Semenjak saat itu sang ikan menjadi sahabat Bawang putih. Bila bawang putih mencuci pakaian di sungai sang ikan muncul ke permukaan, dan anehnya Bawang Putih mampu menyelesaikan cuciannya yang banyak itu dslsm tempo cukup singkat tanpa merasa lelah. Kiranya sang ikan jelmaan Dewa itu telah membantunya secara ghaib”

Analisis Perbandingan:
Penyamaran dalam cerita Ramayana dan Panji sama-sama penyamaran untuk menolong tokoh utama wanita, yaitu Sita dan Bawang putih. Dalam cerita Ramayana Hanuman menyamar sebagai seekor kelinci untuk mengetahu keadaan Sita di negeri Alengka dan menolongnya agar kembali bersatu dengan Rama. Sedangkan dalam cerita Bawang Merah Bawanng Putih dewata menyamar sebagai ikan juga untuk menolong sang Bawang putih.

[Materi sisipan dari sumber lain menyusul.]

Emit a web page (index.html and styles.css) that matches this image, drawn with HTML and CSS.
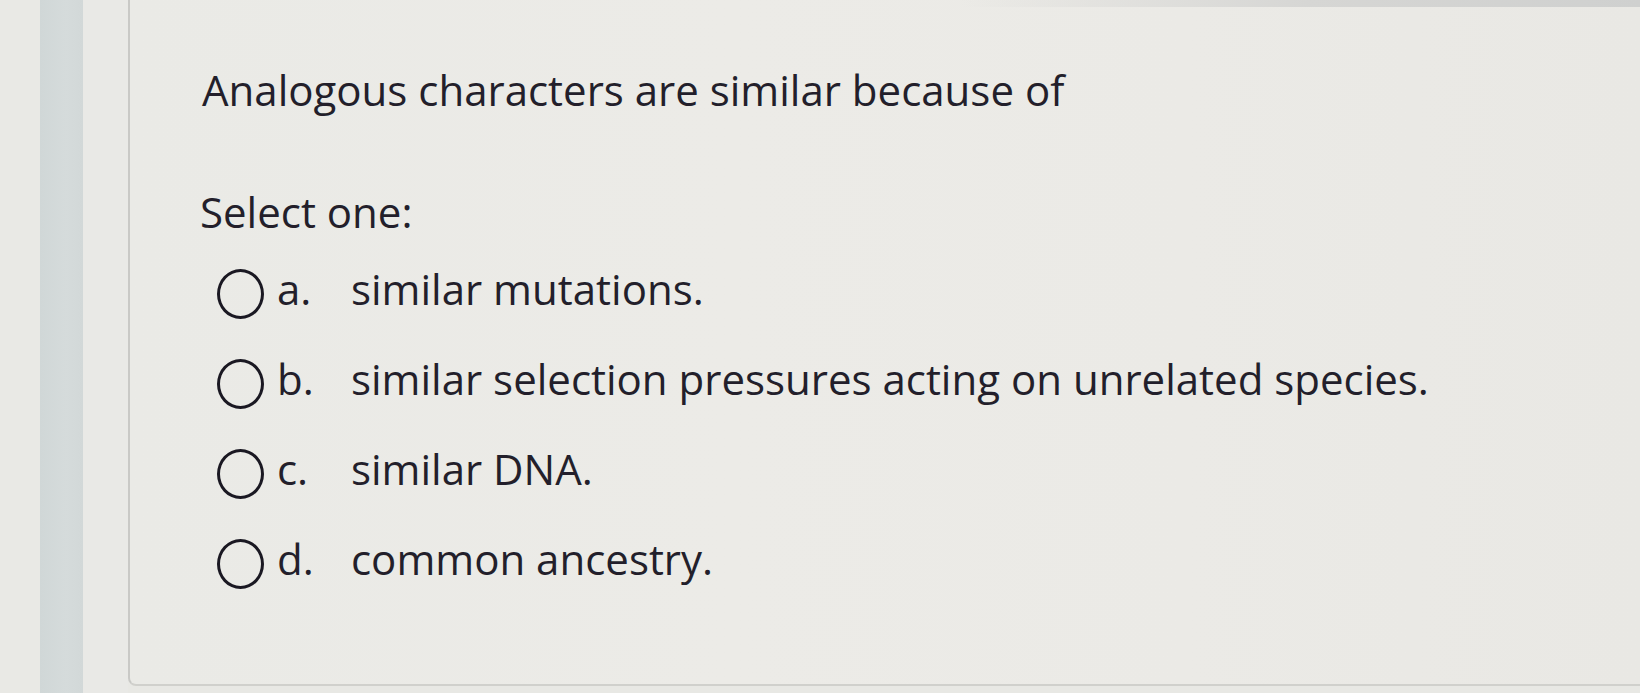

3.1.5        Motif Peperangan
a. Motif Peperangan dalam cerita Ramayana
Motif peperangan ini terjadi ketika Rama membantu Sugriwa menyerang Subali dan ketika Hanuman bertarung melawan psukan dari Alengka, seperti dalam kutipan berikut :
 “Dalam pada itu Sugriwa sendiri telah berangkat untuk mencari Rama dan tinggal di gunung Malaya. Dari sana ia berusaha mengutus Hanuman yang menemukan Rama dan Laksmana di gunung Rsyamuka dan mengantar mereka ke gunung Malaya. Sugriwa ingin memperoleh kepastian, bahwa Rama cukup kuat untuk mengalahkan kesaktian Bali. Sekedar untuk membuktikan ini Rama menembus tujuh batang pohon lontar sekaligus dengan sebatang anak panah. Sekarang mereka berangkat bersama-sama dan sampai gua Kiskendha, tempat Bali tinggal. Terjadilah perang dahsyat antara kedua raja kera. Mereka demikian mirip satu sama lain, sehingga Rama yang sudah memasang anak busurnya untuk melepaskan anak panah, meletakkannya kembali karena tidak tahu mana yang harus dibidik. Rama dihardik Sugriwa karena tidak tahu mana yang harus dibidik. Rama dihardik Sugriwa karena tidak mau membantunya seperti telah dijanjikannya. Setelah Rama menglungkan karangan bunga pada leher Sugriwa sebagai tanda pengenal, pertempuran diteruskan dan Bali terluka parah oleh panah Rama. Bali mengecam Rama dengan kata-kata penuh emosi karena kelakuannya yang tidak pantas bagi seorang raja maupun bagi seorang yang menjalani hipup sebagai pertapa. Rama menjawab, bahwa ia telah adil menghukumnya karena Bali telah berzina dengan istri kakaknya sendiri. Bali mengaku salah dan meninggal setelah menyesali perbuatannya. Ia dimakamkan dengan upacara yang pantas bgi seorang raja. Semua kera menghormati Sugriwa dan Anggada, putera Bali, menjadi ahli waris kerajaan. ”
b. Motif Peperangan dalam cerita Bawang Merah Bawang Putih
Motif peperangan dalam cerita Bawang Merah Bawang putih adalah perang mulut antara bawang merah dan bawang putih. Seperti dalam kutipan berikut:
“Ngapain bekerja keras. Biar si Bawang Putih saja yang melakukannya”
Dan juga perang ketika pangeran dalam perjalanan mencari permaisuri, seperti dalam kutipan berikut :
“ditengah perjalanan tersebut sang Pangeran bertemu dengan seorang penjahat namun berhasil ia kalahkan.”
Analisis Perbandingan :
Motif peperangan dalam kedua cerita tersebut sama yaitu dengan dilator belakangi oleh usahanya untuk menemukan sang tokoh wanita. Namun dalam cerita bawang merang baawang putih juga ada perang batin antara bawang merah dan bawang putih, bawang putih sebenarnya ingin sekali menolak perintah ibu dan saudarnya, namun karena sifat baiknya ia tak kuasa menolaknya.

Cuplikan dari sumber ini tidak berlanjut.